The design emphasises the need for interoperability, guaranteeing that Rwanda’s CBDC may be traded seamlessly across many platforms and with other digital currencies. According to Web3 Analysts at Bitcoin Synergy, this feature is critical for allowing international trade and investment flows, which are essential to Rwanda’s economy. The proposed methodology carefully balances user privacy and governmental control to prevent financial crimes.
Challenges and Considerations
Despite interest in a Rwandan CBDC, substantial hurdles still need to be overcome, particularly regarding privacy and security. During the consultation phase, several potential users expressed concerns about how their personal information would be handled and the overall security of the digital money.
The National Bank of Rwanda has acknowledged these issues and highlighted further dangers to financial stability. In response, they are looking into various technology solutions and regulatory frameworks to help manage these risks. Ensuring the economic system’s durability while launching a new digital currency is critical to maintaining trust and stability in Rwanda’s economy.
Next Steps for Rwanda’s CBDC
As Rwanda moves closer to implementing a Central Bank Digital Currency, the government is in a critical consultation period. This stage seeks public and stakeholder feedback, which will help shape the CBDC’s ultimate design and functionality. The information gathered will be utilised to resolve potential concerns and incorporate valuable features, ensuring that the digital currency meets Rwandans’ demands and the larger economic goals.
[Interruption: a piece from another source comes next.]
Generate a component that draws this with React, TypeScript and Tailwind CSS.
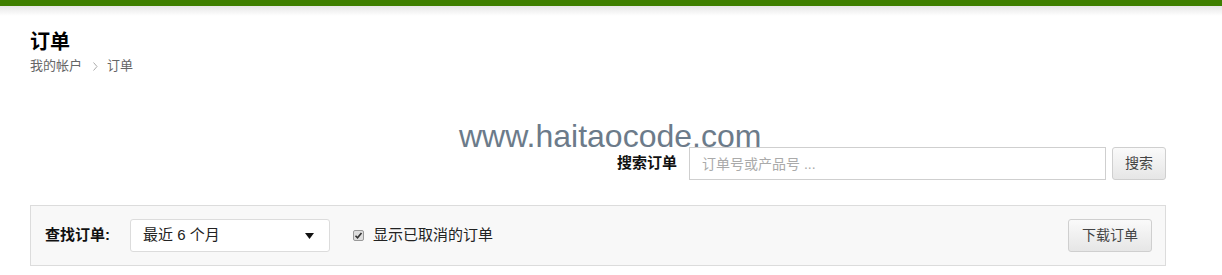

The National Bank of Rwanda intends to begin a proof-of-concept phase after the consultation. This step is intended to rigorously test the CBDC under controlled, real-world conditions to assess its operational viability and identify any practical issues that may occur. This phase will include trials with specific user groups and scenarios that mirror actual usage patterns to assess the CBDC’s performance in everyday transactions and its influence on the existing financial ecosystem.
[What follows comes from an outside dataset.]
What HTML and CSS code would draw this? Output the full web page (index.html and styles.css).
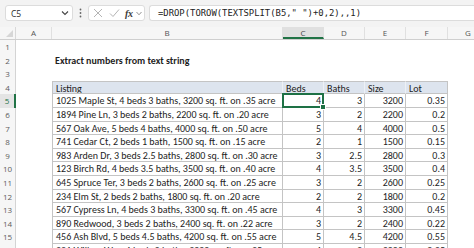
FILE: index.html
```html
<!DOCTYPE html>
<html>
<head>
<meta charset="utf-8">
<link rel="stylesheet" href="styles.css">
</head>
<body>
<div class="app">
  <div class="fbar">
    <div class="namebox">
      <span class="nb-text">C5</span>
      <svg class="chev" width="8" height="6" viewBox="0 0 8 6"><polyline points="1,1.5 4,4.5 7,1.5" fill="none" stroke="#444" stroke-width="1.1"/></svg>
    </div>
    <div class="vdots">
      <svg width="3" height="10" viewBox="0 0 3 10"><circle cx="1.5" cy="1.5" r="0.9" fill="#666"/><circle cx="1.5" cy="5" r="0.9" fill="#666"/><circle cx="1.5" cy="8.5" r="0.9" fill="#666"/></svg>
    </div>
    <div class="fxbox">
      <svg class="ico-x" width="10" height="10" viewBox="0 0 10 10"><path d="M1 1 L9 9 M9 1 L1 9" stroke="#b4b4b4" stroke-width="1" fill="none"/></svg>
      <svg class="ico-ok" width="11" height="10" viewBox="0 0 11 10"><polyline points="1,5.5 4,8.5 10,1.5" stroke="#b4b4b4" stroke-width="1" fill="none"/></svg>
      <span class="fx">fx</span>
      <svg class="chev2" width="6" height="5" viewBox="0 0 6 5"><polyline points="0.5,1 3,3.8 5.5,1" fill="none" stroke="#888" stroke-width="0.9"/></svg>
    </div>
    <div class="formula">=DROP(TOROW(TEXTSPLIT(B5," ")+0,2),,1)</div>
  </div>

  <div class="sheet">
    <div class="row colhdr">
      <div class="corner"><svg width="7" height="7" viewBox="0 0 7 7"><polygon points="7,0 7,7 0,7" fill="#d6d6d6"/></svg></div>
      <div class="ch">A</div>
      <div class="ch">B</div>
      <div class="ch ch-sel">C</div>
      <div class="ch">D</div>
      <div class="ch">E</div>
      <div class="ch">F</div>
      <div class="ch">G</div>
    </div>

    <div class="row"><div class="rh">1</div><div></div><div></div><div></div><div></div><div></div><div></div><div></div></div>
    <div class="row"><div class="rh">2</div><div></div><div class="title">Extract numbers from text string</div><div></div><div></div><div></div><div></div><div></div></div>
    <div class="row"><div class="rh">3</div><div></div><div></div><div></div><div></div><div></div><div></div><div></div></div>

    <div class="row"><div class="rh">4</div><div></div>
      <div class="t th first">Listing</div><div class="t th">Beds</div><div class="t th">Baths</div><div class="t th">Size</div><div class="t th">Lot</div><div></div></div>

    <div class="row"><div class="rh rh-sel">5</div><div></div>
      <div class="t first">1025 Maple St, 4 beds 3 baths, 3200 sq. ft. on .35 acre</div><div class="t num sel">4</div><div class="t num">3</div><div class="t num">3200</div><div class="t num">0.35</div><div></div></div>
    <div class="row"><div class="rh">6</div><div></div>
      <div class="t first">1894 Pine Ln, 3 beds 2 baths, 2200 sq. ft. on .20 acre</div><div class="t num">3</div><div class="t num">2</div><div class="t num">2200</div><div class="t num">0.2</div><div></div></div>
    <div class="row"><div class="rh">7</div><div></div>
      <div class="t first">567 Oak Ave, 5 beds 4 baths, 4000 sq. ft. on .50 acre</div><div class="t num">5</div><div class="t num">4</div><div class="t num">4000</div><div class="t num">0.5</div><div></div></div>
    <div class="row"><div class="rh">8</div><div></div>
      <div class="t first">741 Cedar Ct, 2 beds 1 bath, 1500 sq. ft. on .15 acre</div><div class="t num">2</div><div class="t num">1</div><div class="t num">1500</div><div class="t num">0.15</div><div></div></div>
    <div class="row"><div class="rh">9</div><div></div>
      <div class="t first">983 Arden Dr, 3 beds 2.5 baths, 2800 sq. ft. on .30 acre</div><div class="t num">3</div><div class="t num">2.5</div><div class="t num">2800</div><div class="t num">0.3</div><div></div></div>
    <div class="row"><div class="rh">10</div><div></div>
      <div class="t first">123 Birch Rd, 4 beds 3.5 baths, 3500 sq. ft. on .40 acre</div><div class="t num">4</div><div class="t num">3.5</div><div class="t num">3500</div><div class="t num">0.4</div><div></div></div>
    <div class="row"><div class="rh">11</div><div></div>
      <div class="t first">645 Spruce Ter, 3 beds 2 baths, 2600 sq. ft. on .25 acre</div><div class="t num">3</div><div class="t num">2</div><div class="t num">2600</div><div class="t num">0.25</div><div></div></div>
    <div class="row"><div class="rh">12</div><div></div>
      <div class="t first">234 Elm St, 2 beds 2 baths, 1800 sq. ft. on .20 acre</div><div class="t num">2</div><div class="t num">2</div><div class="t num">1800</div><div class="t num">0.2</div><div></div></div>
    <div class="row"><div class="rh">13</div><div></div>
      <div class="t first">567 Cypress Ln, 4 beds 3 baths, 3300 sq. ft. on .45 acre</div><div class="t num">4</div><div class="t num">3</div><div class="t num">3300</div><div class="t num">0.45</div><div></div></div>
    <div class="row"><div class="rh">14</div><div></div>
      <div class="t first">890 Redwood, 3 beds 2 baths, 2400 sq. ft. on .22 acre</div><div class="t num">3</div><div class="t num">2</div><div class="t num">2400</div><div class="t num">0.22</div><div></div></div>
    <div class="row"><div class="rh">15</div><div></div>
      <div class="t first">456 Ash Blvd, 5 beds 4.5 baths, 4200 sq. ft. on .55 acre</div><div class="t num">5</div><div class="t num">4.5</div><div class="t num">4200</div><div class="t num">0.55</div><div></div></div>
    <div class="row"><div class="rh">16</div><div></div>
      <div class="t first">321 Willow Way, 4 beds 3 baths, 3000 sq. ft. on .35 acre</div><div class="t num">4</div><div class="t num">3</div><div class="t num">3000</div><div class="t num">0.35</div><div></div></div>
  </div>
</div>
</body>
</html>
```
FILE: styles.css
```css
html, body {
  margin: 0;
  padding: 0;
  background: #ffffff;
  overflow: hidden;
}

.app {
  width: 474px;
  height: 248px;
  overflow: hidden;
  font-family: Carlito, Calibri, Lato, sans-serif;
  color: #1f1f1f;
}

/* ---------- formula bar ---------- */
.fbar {
  height: 27px;
  box-sizing: border-box;
  background: #f3f3f3;
  display: flex;
  align-items: flex-start;
  padding: 5px 0 0 5px;
}

.namebox {
  width: 68px;
  height: 16px;
  box-sizing: border-box;
  background: #fff;
  border: 1px solid #dcdcdc;
  border-radius: 3px;
  display: flex;
  align-items: center;
  justify-content: space-between;
  padding: 0 3px 0 5px;
}

.nb-text {
  font-family: "Open Sans", Lato, sans-serif;
  font-size: 8.5px;
  color: #2a2a2a;
}

.vdots {
  width: 15px;
  height: 16px;
  display: flex;
  align-items: center;
  justify-content: center;
}

.fxbox {
  width: 57px;
  height: 16px;
  box-sizing: border-box;
  background: #fff;
  border: 1px solid #dcdcdc;
  border-radius: 3px;
  display: flex;
  align-items: center;
  padding: 0 2px 0 4px;
  gap: 0;
}

.ico-x { margin-right: 6px; }
.ico-ok { margin-right: 5px; }

.fx {
  font-family: "Liberation Serif", serif;
  font-style: italic;
  font-weight: bold;
  font-size: 10px;
  color: #3a3a3a;
  margin-right: 3px;
  letter-spacing: -0.3px;
}

.formula {
  margin-left: 4px;
  flex: 1;
  height: 16px;
  box-sizing: border-box;
  background: #fff;
  border: 1px solid #dcdcdc;
  border-right: none;
  border-radius: 3px 0 0 3px;
  padding-left: 8px;
  font-family: "DejaVu Sans Mono", monospace;
  font-size: 8.9px;
  line-height: 14px;
  color: #222;
  white-space: nowrap;
}

/* ---------- sheet ---------- */
.sheet {
  display: flex;
  flex-direction: column;
}

.row {
  display: grid;
  grid-template-columns: 16px 36px 231px 41px 41px 41px 42px 41px;
  height: 13.6px;
  font-size: 10px;
  line-height: 13px;
}

.row > div {
  box-sizing: border-box;
  white-space: nowrap;
  overflow: hidden;
}

.colhdr {
  height: 13px;
  background: #f6f6f6;
  border-bottom: 1px solid #cfcfcf;
  box-sizing: border-box;
}

.corner {
  display: flex;
  align-items: flex-end;
  justify-content: flex-end;
  padding: 0 2px 2px 0;
  border-right: 1px solid #d8d8d8;
}

.ch {
  text-align: center;
  font-family: "Open Sans", Lato, sans-serif;
  font-size: 8px;
  line-height: 12px;
  color: #555;
  border-right: 1px solid #e0e0e0;
}

.ch-sel {
  background: #e0e0e0;
  border-bottom: 2px solid #217346;
  color: #444;
}

.rh {
  background: #f6f6f6;
  border-right: 1px solid #d4d4d4;
  text-align: center;
  font-family: "Open Sans", Lato, sans-serif;
  font-size: 8px;
  line-height: 13.6px;
  color: #5c5c5c;
}

.rh-sel {
  background: #e4e4e4;
  border-right: 2px solid #217346;
  color: #217346;
}

.title {
  font-weight: bold;
  padding-left: 3px;
  font-size: 10px;
  overflow: visible !important;
}

.t {
  border-right: 1px solid #c4c4c4;
  border-bottom: 1px solid #c4c4c4;
  padding: 0 3px;
  color: #1d1d1d;
}

.t.first {
  border-left: 1px solid #c4c4c4;
}

.th {
  background: #dde4ee;
  border-top: 1px solid #c4c4c4;
  border-right-color: #eef1f5;
}

.th:last-child, .th:nth-child(7) {
  border-right-color: #c4c4c4;
}

.num {
  text-align: right;
  padding-right: 2px;
}

.sel {
  position: relative;
  overflow: visible !important;
}

.sel::after {
  content: "";
  position: absolute;
  left: -1px;
  top: -1px;
  right: -1px;
  bottom: -1px;
  border: 2px solid #1e7145;
  pointer-events: none;
}

.sel::before {
  content: "";
  position: absolute;
  right: -3px;
  bottom: -3px;
  width: 4px;
  height: 4px;
  background: #1e7145;
  border: 1px solid #fff;
  z-index: 2;
}
```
The proof-of-concept will also examine the technical infrastructure, such as cybersecurity safeguards and data protection protocols, to ensure that the CBDC is efficient and secure. The findings of this experiment will be essential in making any necessary changes before the CBDC is implemented on a bigger scale.
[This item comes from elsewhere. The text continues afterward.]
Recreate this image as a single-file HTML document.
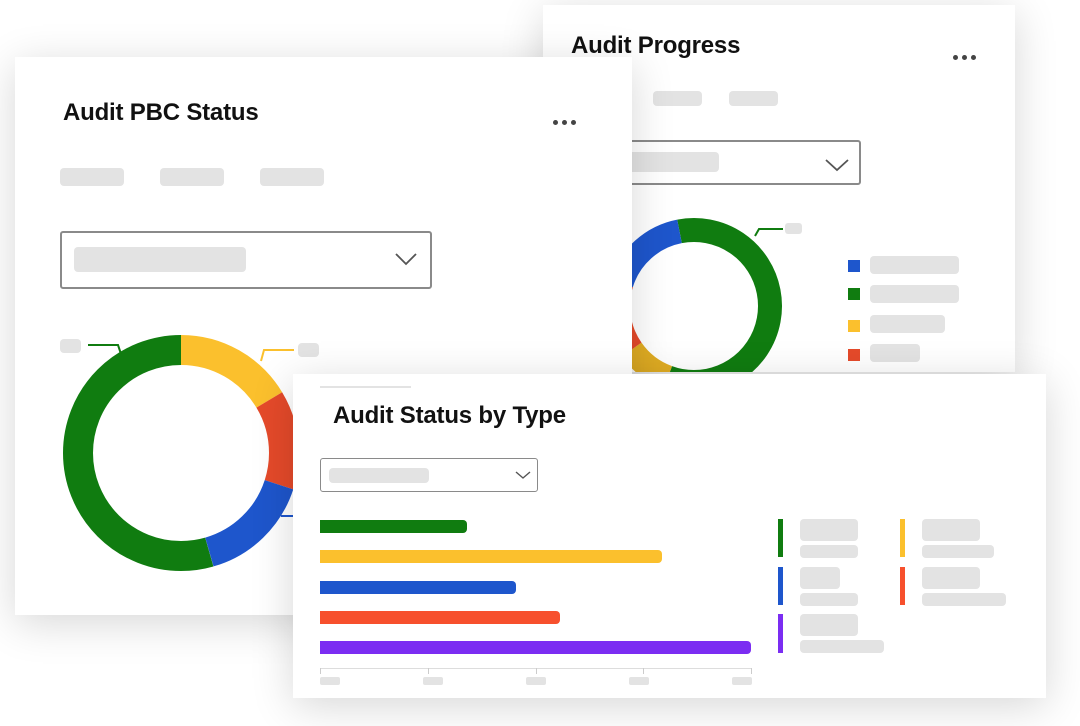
<!DOCTYPE html>
<html><head><meta charset="utf-8"><style>
*{margin:0;padding:0;box-sizing:border-box}
body{width:1080px;height:726px;background:#fff;position:relative;overflow:hidden;font-family:"Liberation Sans",sans-serif}
.card{position:absolute;background:#fff;box-shadow:0 8px 40px rgba(0,0,0,.16);overflow:hidden}
.a{position:absolute}
.p{position:absolute;background:#e3e3e3;border-radius:4px}
.t{position:absolute;font-size:24px;font-weight:bold;color:#111;letter-spacing:-0.2px;white-space:nowrap}
.dots{position:absolute;display:flex;gap:4px}
.dots i{width:5px;height:5px;border-radius:50%;background:#444;display:block}
.dd{position:absolute;border:2px solid #8a8a8a;border-radius:3px;background:#fff}
.bar{position:absolute;height:13px;left:320px;border-radius:0 4px 4px 0}
</style></head><body>

<!-- card 2 -->
<div class="card" style="left:543px;top:5px;width:472px;height:367px">
  <div class="t" style="left:28px;top:27px">Audit Progress</div>
  <div class="dots" style="left:410px;top:50px"><i></i><i></i><i></i></div>
  <div class="p" style="left:110px;top:86px;width:49px;height:15px"></div>
  <div class="p" style="left:186px;top:86px;width:49px;height:15px"></div>
  <div class="dd" style="left:40px;top:135px;width:278px;height:45px"></div>
  <div class="p" style="left:80px;top:147px;width:96px;height:20px"></div>
  <svg class="a" style="left:281px;top:152px" width="28" height="16"><path d="M2 3 L13 13 L24 3" fill="none" stroke="#555" stroke-width="1.8"/></svg>
  <svg class="a" style="left:0;top:0" width="472" height="367">
    <g transform="translate(151,301) rotate(-101)" fill="none" stroke-width="24">
      <circle r="76" stroke="#107c10" stroke-dasharray="279.9 477.5" stroke-dashoffset="0"/>
      <circle r="76" stroke="#e1ad23" stroke-dasharray="46.4 477.5" stroke-dashoffset="-279.9"/>
      <circle r="76" stroke="#e54a2a" stroke-dasharray="69 477.5" stroke-dashoffset="-326.3"/>
      <circle r="76" stroke="#1e56cc" stroke-dasharray="82.2 477.5" stroke-dashoffset="-395.3"/>
    </g>
    <path d="M212 231 L216 224 L240 224" fill="none" stroke="#107c10" stroke-width="2"/>
  </svg>
  <div class="p" style="left:242px;top:218px;width:17px;height:11px;border-radius:3px"></div>
  <div class="a" style="left:305px;top:255px;width:12px;height:12px;background:#1e56cc"></div>
  <div class="a" style="left:305px;top:283px;width:12px;height:12px;background:#107c10"></div>
  <div class="a" style="left:305px;top:315px;width:12px;height:12px;background:#fbc02d"></div>
  <div class="a" style="left:305px;top:344px;width:12px;height:12px;background:#e54a2a"></div>
  <div class="p" style="left:327px;top:251px;width:89px;height:18px"></div>
  <div class="p" style="left:327px;top:280px;width:89px;height:18px"></div>
  <div class="p" style="left:327px;top:310px;width:75px;height:18px"></div>
  <div class="p" style="left:327px;top:339px;width:50px;height:18px"></div>
</div>

<!-- card 1 -->
<div class="card" style="left:15px;top:57px;width:617px;height:558px">
  <div class="t" style="left:48px;top:42px">Audit PBC Status</div>
  <div class="dots" style="left:538px;top:63px"><i></i><i></i><i></i></div>
  <div class="p" style="left:45px;top:111px;width:64px;height:18px"></div>
  <div class="p" style="left:145px;top:111px;width:64px;height:18px"></div>
  <div class="p" style="left:245px;top:111px;width:64px;height:18px"></div>
  <div class="dd" style="left:45px;top:174px;width:372px;height:58px"></div>
  <div class="p" style="left:59px;top:190px;width:172px;height:25px"></div>
  <svg class="a" style="left:379px;top:194px" width="26" height="16"><path d="M2 3 L12 13 L22 3" fill="none" stroke="#555" stroke-width="1.8"/></svg>
  <svg class="a" style="left:0;top:0" width="617" height="558">
    <g transform="translate(166,396) rotate(-90)" fill="none" stroke-width="30">
      <circle r="103" stroke="#107c10" stroke-dasharray="352.4 647.2" stroke-dashoffset="-294.8"/>
      <circle r="103" stroke="#fbc02d" stroke-dasharray="106 647.2" stroke-dashoffset="0"/>
      <circle r="103" stroke="#e54a2a" stroke-dasharray="88 647.2" stroke-dashoffset="-106"/>
      <circle r="103" stroke="#1e56cc" stroke-dasharray="100.7 647.2" stroke-dashoffset="-194"/>
    </g>
    <path d="M73 288 L103 288 L106 297" fill="none" stroke="#107c10" stroke-width="2"/>
    <path d="M279 293 L249 293 L246 304" fill="none" stroke="#fbc02d" stroke-width="2"/>
    <path d="M266 459 L280 459" fill="none" stroke="#1e56cc" stroke-width="2"/>
  </svg>
  <div class="p" style="left:45px;top:282px;width:21px;height:14px"></div>
  <div class="p" style="left:283px;top:286px;width:21px;height:14px"></div>
</div>

<!-- card 3 -->
<div class="card" style="left:293px;top:374px;width:753px;height:324px;overflow:visible">
  <div class="a" style="left:27px;top:12px;width:91px;height:2px;background:#e3e3e3"></div>
  <div class="t" style="left:40px;top:28px">Audit Status by Type</div>
  <div class="dd" style="left:27px;top:84px;width:218px;height:34px;border-width:1.5px"></div>
  <div class="p" style="left:36px;top:94px;width:100px;height:15px"></div>
  <svg class="a" style="left:222px;top:96px" width="16" height="10"><path d="M1 2 L8 8 L15 2" fill="none" stroke="#555" stroke-width="1.4"/></svg>
</div>
<div class="bar" style="top:520px;width:147px;background:#107c10"></div>
<div class="bar" style="top:550px;width:342px;background:#fbc02d"></div>
<div class="bar" style="top:581px;width:196px;background:#1e56cc"></div>
<div class="bar" style="top:611px;width:240px;background:#f7502d"></div>
<div class="bar" style="top:641px;width:431px;background:#7b2df2"></div>
<div class="a" style="left:320px;top:668px;width:432px;height:1px;background:#ddd"></div>
<div class="a" style="left:320px;top:668px;width:1px;height:6px;background:#ccc"></div>
<div class="a" style="left:428px;top:668px;width:1px;height:6px;background:#ccc"></div>
<div class="a" style="left:536px;top:668px;width:1px;height:6px;background:#ccc"></div>
<div class="a" style="left:643px;top:668px;width:1px;height:6px;background:#ccc"></div>
<div class="a" style="left:751px;top:668px;width:1px;height:6px;background:#ccc"></div>
<div class="p" style="left:320px;top:677px;width:20px;height:8px;border-radius:2px"></div>
<div class="p" style="left:423px;top:677px;width:20px;height:8px;border-radius:2px"></div>
<div class="p" style="left:526px;top:677px;width:20px;height:8px;border-radius:2px"></div>
<div class="p" style="left:629px;top:677px;width:20px;height:8px;border-radius:2px"></div>
<div class="p" style="left:732px;top:677px;width:20px;height:8px;border-radius:2px"></div>

<div class="a" style="left:778px;top:519px;width:5px;height:38px;background:#107c10"></div>
<div class="a" style="left:778px;top:567px;width:5px;height:38px;background:#1e56cc"></div>
<div class="a" style="left:778px;top:614px;width:5px;height:39px;background:#7b2df2"></div>
<div class="a" style="left:900px;top:519px;width:5px;height:38px;background:#fbc02d"></div>
<div class="a" style="left:900px;top:567px;width:5px;height:38px;background:#f7502d"></div>
<div class="p" style="left:800px;top:519px;width:58px;height:22px"></div>
<div class="p" style="left:800px;top:545px;width:58px;height:13px"></div>
<div class="p" style="left:800px;top:567px;width:40px;height:22px"></div>
<div class="p" style="left:800px;top:593px;width:58px;height:13px"></div>
<div class="p" style="left:800px;top:614px;width:58px;height:22px"></div>
<div class="p" style="left:800px;top:640px;width:84px;height:13px"></div>
<div class="p" style="left:922px;top:519px;width:58px;height:22px"></div>
<div class="p" style="left:922px;top:545px;width:72px;height:13px"></div>
<div class="p" style="left:922px;top:567px;width:58px;height:22px"></div>
<div class="p" style="left:922px;top:593px;width:84px;height:13px"></div>
</body></html>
Once the pilot testing is completed successfully and all regulatory permits are in place, the National Bank of Rwanda will define a phased implementation strategy. This systematic method will help properly manage the transition, minimise disturbance to the financial system, and allow people enough time to adjust to the new digital money.
The successful implementation of the CBDC is expected to dramatically increase Rwanda’s financial inclusion, expedite transactions, and strengthen the country’s position in the global digital economy. Rwanda aspires to create a standard for CBDC implementation through thorough preparation and execution, serving as a model for other countries considering similar digital currency efforts.
Rwanda’s planned creation of a CBDC demonstrates its dedication to implementing cutting-edge technologies to improve its economic position. By aligning its financial infrastructure with global trends, Rwanda prepares for future advances and secures its continued relevance in the international trading arena. This programme demonstrates Rwanda’s proactive approach to modernising its economic landscape, offering a more integrated and efficient future for its population and trading partners.